*Goal*
Check each line of the material below for "Write", then copy the ones that contain it.

*Provided material*
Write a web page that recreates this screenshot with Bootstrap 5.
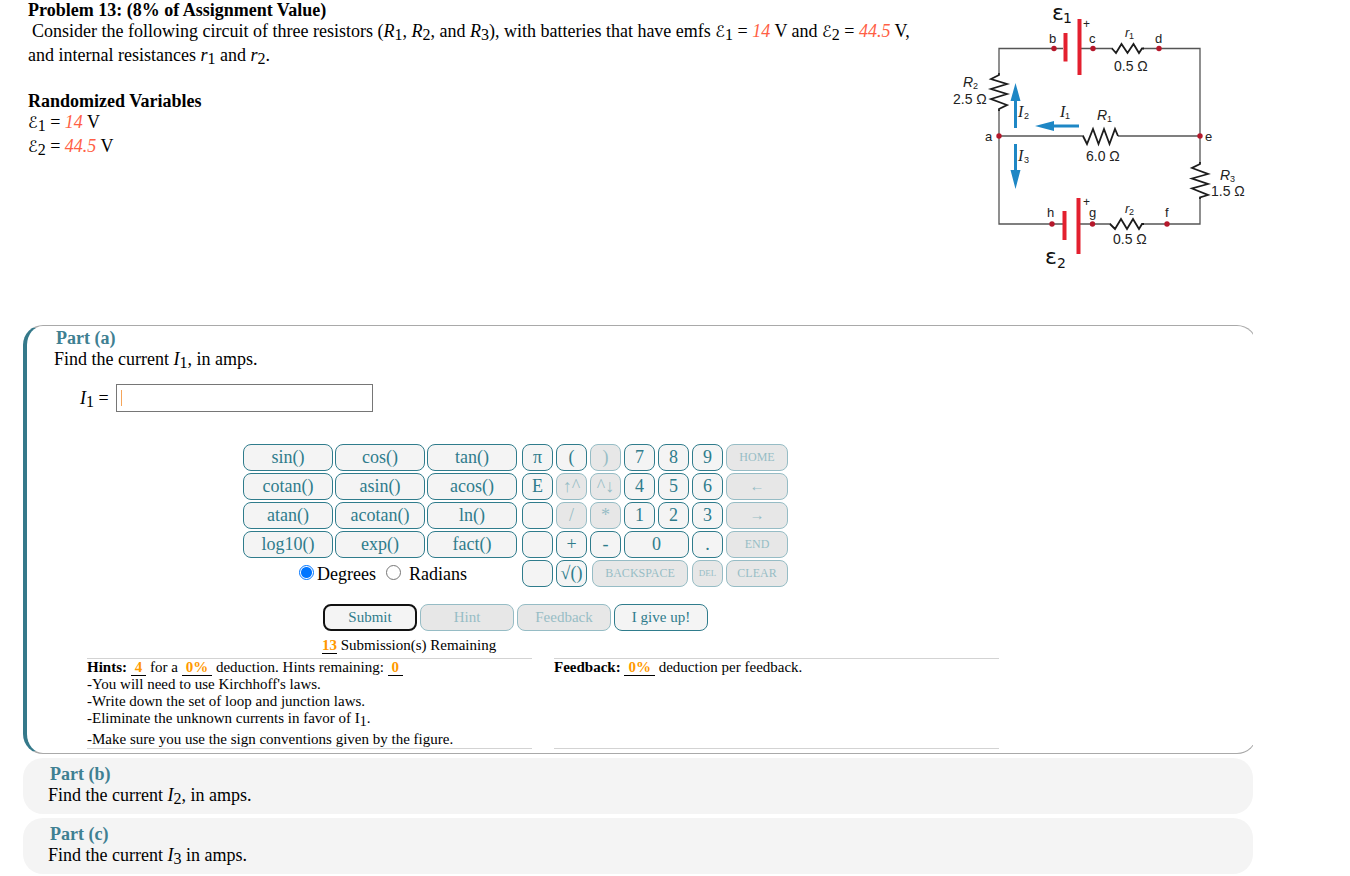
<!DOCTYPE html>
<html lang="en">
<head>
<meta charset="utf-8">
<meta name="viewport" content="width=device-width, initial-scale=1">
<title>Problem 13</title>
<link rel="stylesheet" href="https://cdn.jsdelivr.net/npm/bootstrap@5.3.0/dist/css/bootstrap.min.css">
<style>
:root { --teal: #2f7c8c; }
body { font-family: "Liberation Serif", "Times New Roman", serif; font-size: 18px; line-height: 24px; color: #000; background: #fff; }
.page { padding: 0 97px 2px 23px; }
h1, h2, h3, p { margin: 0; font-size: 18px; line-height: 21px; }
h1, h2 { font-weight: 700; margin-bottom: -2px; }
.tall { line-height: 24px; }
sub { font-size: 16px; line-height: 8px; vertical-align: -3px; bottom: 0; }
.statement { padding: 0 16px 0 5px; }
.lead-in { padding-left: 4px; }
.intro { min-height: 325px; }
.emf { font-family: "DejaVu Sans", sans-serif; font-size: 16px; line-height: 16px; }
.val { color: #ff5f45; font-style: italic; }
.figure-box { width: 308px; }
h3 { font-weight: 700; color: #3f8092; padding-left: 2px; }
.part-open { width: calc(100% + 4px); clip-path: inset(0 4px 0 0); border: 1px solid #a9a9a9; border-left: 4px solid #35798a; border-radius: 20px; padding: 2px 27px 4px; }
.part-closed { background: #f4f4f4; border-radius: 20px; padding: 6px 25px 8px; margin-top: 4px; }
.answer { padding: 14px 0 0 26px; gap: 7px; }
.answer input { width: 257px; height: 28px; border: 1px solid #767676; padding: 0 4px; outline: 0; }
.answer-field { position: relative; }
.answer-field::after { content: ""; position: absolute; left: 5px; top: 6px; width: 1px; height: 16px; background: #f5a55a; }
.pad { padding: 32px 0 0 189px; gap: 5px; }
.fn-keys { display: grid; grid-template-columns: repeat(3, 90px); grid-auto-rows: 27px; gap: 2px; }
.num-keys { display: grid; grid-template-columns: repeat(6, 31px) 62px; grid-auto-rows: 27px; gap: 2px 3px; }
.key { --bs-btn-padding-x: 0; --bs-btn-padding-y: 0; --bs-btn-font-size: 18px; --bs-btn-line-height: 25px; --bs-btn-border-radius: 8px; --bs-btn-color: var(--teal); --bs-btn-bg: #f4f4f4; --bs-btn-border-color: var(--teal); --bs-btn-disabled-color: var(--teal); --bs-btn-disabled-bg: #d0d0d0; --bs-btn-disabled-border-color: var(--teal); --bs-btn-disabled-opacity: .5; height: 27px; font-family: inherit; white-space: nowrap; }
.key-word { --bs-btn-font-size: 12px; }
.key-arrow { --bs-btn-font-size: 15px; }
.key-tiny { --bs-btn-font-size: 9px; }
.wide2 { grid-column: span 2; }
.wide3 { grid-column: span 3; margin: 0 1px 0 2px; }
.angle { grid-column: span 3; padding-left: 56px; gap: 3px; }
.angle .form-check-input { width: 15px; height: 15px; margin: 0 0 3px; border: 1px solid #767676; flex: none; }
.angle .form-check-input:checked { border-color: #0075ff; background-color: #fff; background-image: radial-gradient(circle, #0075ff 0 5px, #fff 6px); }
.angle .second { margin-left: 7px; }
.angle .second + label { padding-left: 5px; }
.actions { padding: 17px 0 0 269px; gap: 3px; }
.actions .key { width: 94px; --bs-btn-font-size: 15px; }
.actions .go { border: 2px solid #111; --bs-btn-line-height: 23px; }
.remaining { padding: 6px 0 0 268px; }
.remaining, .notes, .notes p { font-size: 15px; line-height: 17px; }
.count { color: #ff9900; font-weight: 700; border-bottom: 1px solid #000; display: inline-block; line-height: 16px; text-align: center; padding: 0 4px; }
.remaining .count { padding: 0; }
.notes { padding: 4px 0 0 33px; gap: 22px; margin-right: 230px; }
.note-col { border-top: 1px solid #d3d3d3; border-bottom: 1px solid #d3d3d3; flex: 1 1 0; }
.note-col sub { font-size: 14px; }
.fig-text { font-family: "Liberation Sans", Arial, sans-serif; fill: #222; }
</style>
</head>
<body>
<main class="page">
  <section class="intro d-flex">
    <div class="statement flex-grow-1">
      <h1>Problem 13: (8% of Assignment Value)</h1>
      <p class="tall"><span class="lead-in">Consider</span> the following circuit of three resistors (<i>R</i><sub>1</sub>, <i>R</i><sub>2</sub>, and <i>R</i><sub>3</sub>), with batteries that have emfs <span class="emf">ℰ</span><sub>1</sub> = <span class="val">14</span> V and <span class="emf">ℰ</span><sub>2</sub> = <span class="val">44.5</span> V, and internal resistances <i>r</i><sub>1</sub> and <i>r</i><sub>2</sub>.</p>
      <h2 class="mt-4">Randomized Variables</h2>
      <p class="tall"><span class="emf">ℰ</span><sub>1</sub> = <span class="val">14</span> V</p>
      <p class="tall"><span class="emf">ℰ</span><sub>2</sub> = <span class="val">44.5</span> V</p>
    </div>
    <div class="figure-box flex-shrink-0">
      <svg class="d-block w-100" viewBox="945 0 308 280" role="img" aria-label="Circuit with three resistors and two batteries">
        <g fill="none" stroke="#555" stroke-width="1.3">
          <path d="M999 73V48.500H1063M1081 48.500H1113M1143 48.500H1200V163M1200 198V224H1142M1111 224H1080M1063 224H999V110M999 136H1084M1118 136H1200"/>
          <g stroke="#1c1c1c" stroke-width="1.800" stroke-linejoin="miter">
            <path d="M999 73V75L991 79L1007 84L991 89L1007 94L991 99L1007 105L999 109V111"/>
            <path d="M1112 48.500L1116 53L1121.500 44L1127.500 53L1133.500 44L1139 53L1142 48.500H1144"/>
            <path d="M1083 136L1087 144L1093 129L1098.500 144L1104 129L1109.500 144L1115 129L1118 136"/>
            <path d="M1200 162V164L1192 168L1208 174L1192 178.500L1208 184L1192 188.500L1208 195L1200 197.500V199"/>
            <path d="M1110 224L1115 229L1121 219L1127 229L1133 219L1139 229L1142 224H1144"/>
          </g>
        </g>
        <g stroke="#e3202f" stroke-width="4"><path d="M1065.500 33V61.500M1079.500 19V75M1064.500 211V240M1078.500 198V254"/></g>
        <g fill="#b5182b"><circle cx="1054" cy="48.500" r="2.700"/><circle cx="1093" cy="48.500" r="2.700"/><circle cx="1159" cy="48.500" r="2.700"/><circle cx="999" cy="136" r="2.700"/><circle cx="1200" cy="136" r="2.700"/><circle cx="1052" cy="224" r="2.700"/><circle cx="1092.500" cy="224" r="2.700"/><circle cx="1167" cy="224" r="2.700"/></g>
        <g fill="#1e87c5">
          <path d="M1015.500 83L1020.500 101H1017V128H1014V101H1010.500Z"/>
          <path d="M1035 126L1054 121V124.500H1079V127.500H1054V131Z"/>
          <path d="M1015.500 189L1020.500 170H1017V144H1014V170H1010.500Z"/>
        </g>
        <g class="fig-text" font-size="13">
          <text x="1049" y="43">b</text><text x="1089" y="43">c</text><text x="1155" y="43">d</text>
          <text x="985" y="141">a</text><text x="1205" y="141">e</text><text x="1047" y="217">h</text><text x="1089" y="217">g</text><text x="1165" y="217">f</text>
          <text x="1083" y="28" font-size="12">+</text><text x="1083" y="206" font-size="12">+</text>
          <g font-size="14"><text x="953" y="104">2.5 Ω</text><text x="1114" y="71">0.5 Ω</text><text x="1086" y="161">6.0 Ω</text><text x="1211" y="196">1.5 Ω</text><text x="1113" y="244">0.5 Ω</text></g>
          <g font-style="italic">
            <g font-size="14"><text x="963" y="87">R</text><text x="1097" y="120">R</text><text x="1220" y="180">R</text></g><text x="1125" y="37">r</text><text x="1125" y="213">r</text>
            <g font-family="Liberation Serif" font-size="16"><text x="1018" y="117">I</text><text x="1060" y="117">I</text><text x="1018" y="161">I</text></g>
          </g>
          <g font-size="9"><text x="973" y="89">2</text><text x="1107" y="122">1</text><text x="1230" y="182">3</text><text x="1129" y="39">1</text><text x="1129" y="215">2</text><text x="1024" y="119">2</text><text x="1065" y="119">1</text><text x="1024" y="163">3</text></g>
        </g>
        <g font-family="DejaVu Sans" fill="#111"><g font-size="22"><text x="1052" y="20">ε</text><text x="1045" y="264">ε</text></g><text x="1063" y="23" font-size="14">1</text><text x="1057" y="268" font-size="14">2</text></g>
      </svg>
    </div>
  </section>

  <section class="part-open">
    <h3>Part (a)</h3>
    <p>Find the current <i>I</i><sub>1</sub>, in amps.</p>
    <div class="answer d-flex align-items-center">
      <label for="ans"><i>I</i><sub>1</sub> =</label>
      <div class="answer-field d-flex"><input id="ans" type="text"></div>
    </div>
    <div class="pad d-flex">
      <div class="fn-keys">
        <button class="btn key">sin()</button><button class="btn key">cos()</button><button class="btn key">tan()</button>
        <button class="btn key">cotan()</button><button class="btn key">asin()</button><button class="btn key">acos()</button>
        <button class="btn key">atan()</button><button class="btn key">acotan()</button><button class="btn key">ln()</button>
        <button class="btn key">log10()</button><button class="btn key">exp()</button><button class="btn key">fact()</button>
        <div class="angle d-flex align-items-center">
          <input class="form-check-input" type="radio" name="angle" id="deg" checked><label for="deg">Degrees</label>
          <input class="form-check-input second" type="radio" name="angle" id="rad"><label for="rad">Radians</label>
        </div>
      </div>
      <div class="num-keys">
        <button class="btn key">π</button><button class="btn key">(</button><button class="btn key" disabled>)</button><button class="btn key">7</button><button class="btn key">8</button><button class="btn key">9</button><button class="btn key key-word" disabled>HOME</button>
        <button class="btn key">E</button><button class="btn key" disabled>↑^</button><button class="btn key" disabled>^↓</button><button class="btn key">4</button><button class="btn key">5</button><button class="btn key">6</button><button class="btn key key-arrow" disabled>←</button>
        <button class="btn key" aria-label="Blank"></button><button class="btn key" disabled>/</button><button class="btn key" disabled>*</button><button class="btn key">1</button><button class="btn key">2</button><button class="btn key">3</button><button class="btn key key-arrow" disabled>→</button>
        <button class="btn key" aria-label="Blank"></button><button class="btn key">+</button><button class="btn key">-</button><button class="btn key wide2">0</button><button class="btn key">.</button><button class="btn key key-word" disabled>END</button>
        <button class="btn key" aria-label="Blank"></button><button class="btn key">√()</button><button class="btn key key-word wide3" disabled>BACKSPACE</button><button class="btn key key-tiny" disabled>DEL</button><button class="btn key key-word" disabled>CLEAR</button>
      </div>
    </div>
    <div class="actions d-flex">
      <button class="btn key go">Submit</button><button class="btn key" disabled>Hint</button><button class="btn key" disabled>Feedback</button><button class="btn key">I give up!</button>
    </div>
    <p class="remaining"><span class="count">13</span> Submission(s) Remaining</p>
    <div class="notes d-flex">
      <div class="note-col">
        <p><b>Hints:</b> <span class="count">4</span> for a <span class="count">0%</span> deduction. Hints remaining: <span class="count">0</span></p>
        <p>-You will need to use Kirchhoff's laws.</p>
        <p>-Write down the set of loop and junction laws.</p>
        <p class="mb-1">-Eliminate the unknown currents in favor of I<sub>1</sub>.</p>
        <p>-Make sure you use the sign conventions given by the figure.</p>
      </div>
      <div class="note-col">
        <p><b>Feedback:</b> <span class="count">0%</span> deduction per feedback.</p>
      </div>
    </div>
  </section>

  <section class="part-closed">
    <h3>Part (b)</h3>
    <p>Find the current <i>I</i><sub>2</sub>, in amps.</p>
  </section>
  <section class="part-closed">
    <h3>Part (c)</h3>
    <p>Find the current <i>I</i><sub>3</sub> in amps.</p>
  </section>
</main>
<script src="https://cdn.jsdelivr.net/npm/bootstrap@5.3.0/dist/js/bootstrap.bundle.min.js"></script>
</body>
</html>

*Response to this task*
Write a web page that recreates this screenshot with Bootstrap 5.
        <p>-Write down the set of loop and junction laws.</p>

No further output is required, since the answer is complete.